1. What Are Thick Concepts? Background and Preliminaries

  • Origin of the term “thick concept”: Bernard Williams’s Ethics and the Limits of Philosophy (Williams 1985)

  • Williams borrowed “thick” from thick description (Ryle; Geertz): thick descriptions include intentional, purposive details and cultural significance

  • Thick descriptions need not involve evaluation; thick concepts do involve evaluation plus descriptive content

  • Cultural specificity: thick concepts may vary across societies (e.g., courage, chaste, noble) due to different moral/environmental contexts

  • Early contrasts: thick terms like generous, cruel, tactful appear to carry descriptive content beyond merely good/bad

  • Key questions about thick concepts

    • What counts as descriptive vs. evaluative in thick terms?

    • How can thick terms be understood if their evaluations are context-sensitive or world-guided?

    • Are thick concepts purely evaluative or do they always embed non-evaluative content? Could they be dual-character concepts (content that is both descriptive and evaluative but not reducible to one or the other)?

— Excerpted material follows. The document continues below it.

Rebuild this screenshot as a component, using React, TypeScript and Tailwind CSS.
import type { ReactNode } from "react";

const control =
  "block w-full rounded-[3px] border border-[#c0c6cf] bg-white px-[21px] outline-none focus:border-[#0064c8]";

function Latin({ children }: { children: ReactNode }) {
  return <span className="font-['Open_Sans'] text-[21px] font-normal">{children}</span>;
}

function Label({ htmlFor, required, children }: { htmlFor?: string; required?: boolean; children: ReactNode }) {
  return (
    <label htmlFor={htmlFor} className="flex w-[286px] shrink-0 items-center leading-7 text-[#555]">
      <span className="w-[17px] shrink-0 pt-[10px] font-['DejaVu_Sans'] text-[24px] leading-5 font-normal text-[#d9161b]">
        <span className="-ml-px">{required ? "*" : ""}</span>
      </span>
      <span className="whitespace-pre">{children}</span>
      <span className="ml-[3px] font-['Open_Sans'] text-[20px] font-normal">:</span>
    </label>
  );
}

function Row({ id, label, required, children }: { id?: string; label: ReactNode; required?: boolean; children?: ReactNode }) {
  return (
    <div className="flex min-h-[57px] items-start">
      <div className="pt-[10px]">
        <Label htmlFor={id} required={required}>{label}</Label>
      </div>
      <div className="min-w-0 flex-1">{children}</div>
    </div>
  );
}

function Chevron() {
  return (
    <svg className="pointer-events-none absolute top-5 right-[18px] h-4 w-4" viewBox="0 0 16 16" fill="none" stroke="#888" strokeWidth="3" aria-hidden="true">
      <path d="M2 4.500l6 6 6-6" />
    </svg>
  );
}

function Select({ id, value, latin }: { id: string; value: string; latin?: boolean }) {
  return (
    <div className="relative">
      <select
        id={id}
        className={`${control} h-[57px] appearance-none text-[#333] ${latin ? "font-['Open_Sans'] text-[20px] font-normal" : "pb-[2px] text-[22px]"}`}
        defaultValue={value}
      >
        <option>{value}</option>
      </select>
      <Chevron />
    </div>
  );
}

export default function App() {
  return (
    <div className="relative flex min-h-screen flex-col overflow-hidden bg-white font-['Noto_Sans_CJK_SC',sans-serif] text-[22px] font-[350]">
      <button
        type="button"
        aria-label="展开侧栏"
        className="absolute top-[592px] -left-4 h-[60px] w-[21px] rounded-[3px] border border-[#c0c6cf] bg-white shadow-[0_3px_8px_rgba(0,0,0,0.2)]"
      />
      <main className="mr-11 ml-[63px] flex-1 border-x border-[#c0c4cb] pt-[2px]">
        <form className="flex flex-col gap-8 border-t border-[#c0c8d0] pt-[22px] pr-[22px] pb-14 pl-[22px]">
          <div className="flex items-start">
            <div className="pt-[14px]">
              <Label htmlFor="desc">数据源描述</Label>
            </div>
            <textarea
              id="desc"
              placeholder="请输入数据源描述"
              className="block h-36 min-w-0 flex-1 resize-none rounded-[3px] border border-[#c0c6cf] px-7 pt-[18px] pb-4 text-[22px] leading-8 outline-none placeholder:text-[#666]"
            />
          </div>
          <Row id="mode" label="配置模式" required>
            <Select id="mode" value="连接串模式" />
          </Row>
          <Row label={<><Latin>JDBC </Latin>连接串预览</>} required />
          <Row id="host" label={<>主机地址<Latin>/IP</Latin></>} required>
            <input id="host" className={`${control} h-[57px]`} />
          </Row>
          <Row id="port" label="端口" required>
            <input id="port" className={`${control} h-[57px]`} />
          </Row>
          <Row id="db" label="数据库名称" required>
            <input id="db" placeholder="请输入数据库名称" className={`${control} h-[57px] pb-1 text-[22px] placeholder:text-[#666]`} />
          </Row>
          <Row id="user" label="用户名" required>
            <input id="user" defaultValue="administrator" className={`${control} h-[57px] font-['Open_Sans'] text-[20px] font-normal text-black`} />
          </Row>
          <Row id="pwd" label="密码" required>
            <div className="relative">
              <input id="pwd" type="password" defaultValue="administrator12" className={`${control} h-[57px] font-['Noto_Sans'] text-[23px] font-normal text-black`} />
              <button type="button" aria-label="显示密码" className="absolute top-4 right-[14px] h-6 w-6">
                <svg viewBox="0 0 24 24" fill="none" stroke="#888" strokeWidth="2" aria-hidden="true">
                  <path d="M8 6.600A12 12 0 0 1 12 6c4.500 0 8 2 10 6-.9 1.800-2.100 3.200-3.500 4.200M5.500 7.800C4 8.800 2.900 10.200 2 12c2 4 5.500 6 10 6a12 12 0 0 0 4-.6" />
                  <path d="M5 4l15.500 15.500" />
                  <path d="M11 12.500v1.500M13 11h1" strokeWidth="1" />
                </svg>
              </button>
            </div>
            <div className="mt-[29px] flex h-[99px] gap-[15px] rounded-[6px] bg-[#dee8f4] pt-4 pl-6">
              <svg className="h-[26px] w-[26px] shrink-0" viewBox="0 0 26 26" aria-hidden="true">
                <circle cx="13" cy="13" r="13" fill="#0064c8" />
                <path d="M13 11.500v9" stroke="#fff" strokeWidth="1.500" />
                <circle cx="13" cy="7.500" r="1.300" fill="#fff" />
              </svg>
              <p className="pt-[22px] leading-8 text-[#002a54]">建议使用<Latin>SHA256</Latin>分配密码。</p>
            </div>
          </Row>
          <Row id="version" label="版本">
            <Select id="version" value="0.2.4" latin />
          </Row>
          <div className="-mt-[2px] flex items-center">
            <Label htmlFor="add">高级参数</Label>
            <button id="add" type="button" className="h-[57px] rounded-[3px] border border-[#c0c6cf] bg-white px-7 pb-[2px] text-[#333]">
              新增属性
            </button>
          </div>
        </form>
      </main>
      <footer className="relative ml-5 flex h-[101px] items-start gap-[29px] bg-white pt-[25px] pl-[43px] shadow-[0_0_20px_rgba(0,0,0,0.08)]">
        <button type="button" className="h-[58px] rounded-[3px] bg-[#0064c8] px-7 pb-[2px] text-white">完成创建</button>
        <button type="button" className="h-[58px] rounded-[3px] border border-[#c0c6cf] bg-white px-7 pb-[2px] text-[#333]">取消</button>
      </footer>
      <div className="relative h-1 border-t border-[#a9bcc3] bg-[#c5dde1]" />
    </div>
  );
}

  • Dual character concepts: some propose a split where a term (e.g., artist) may count as artist in one sense (descriptive) and in another sense (normative or aspirational); this can be viewed as polysemy or as two content-dimensions that contextually weigh differently

  • Shapelessness idea: evaluative content of thick terms may not be capturable by independent non-evaluative content; this helps explain why thick terms resist straightforward decomposition

  • Significance of thick concepts

    • They challenge strict is/ought boundaries and the fact/value dichotomy

    • They factor into debates on objectivity and how evaluative classifications relate to non-evaluative ones

    • They offer a broader framework for understanding ethical reasoning, normative judgments, and culture-specific practices

  • Summary of stance: thick concepts blend evaluation with world- and context-dependent description; their study aims to clarify how this combination works, where evaluation sits relative to content, and how thick terms relate to thin terms

2. Do Thick Concepts Have Distinctive Significance?

  • Two influential lines of argument for distinctive significance

    • The Is-Ought Gap and the Fact-Value Distinction

    • The Anti-Disentangling Argument

  • 2.1 The Is-Ought Gap and the Fact-Value Distinction

    • Is-Ought gap: non-evaluative (descriptive) premises cannot guarantee evaluative conclusions (Hume’s law)

    • Thick terms could threaten this gap if their evaluative content is entailed by non-evaluative premises

    • Foot’s argument: thick terms like “rude” may be analytically entailed by non-evaluative descriptions (x causes offense by indicating lack of respect → x is rude)

    • Counterpoint: this strict entailment leads to controversial implications, especially for objectionable thick terms (e.g., chaste, lewd, selfish)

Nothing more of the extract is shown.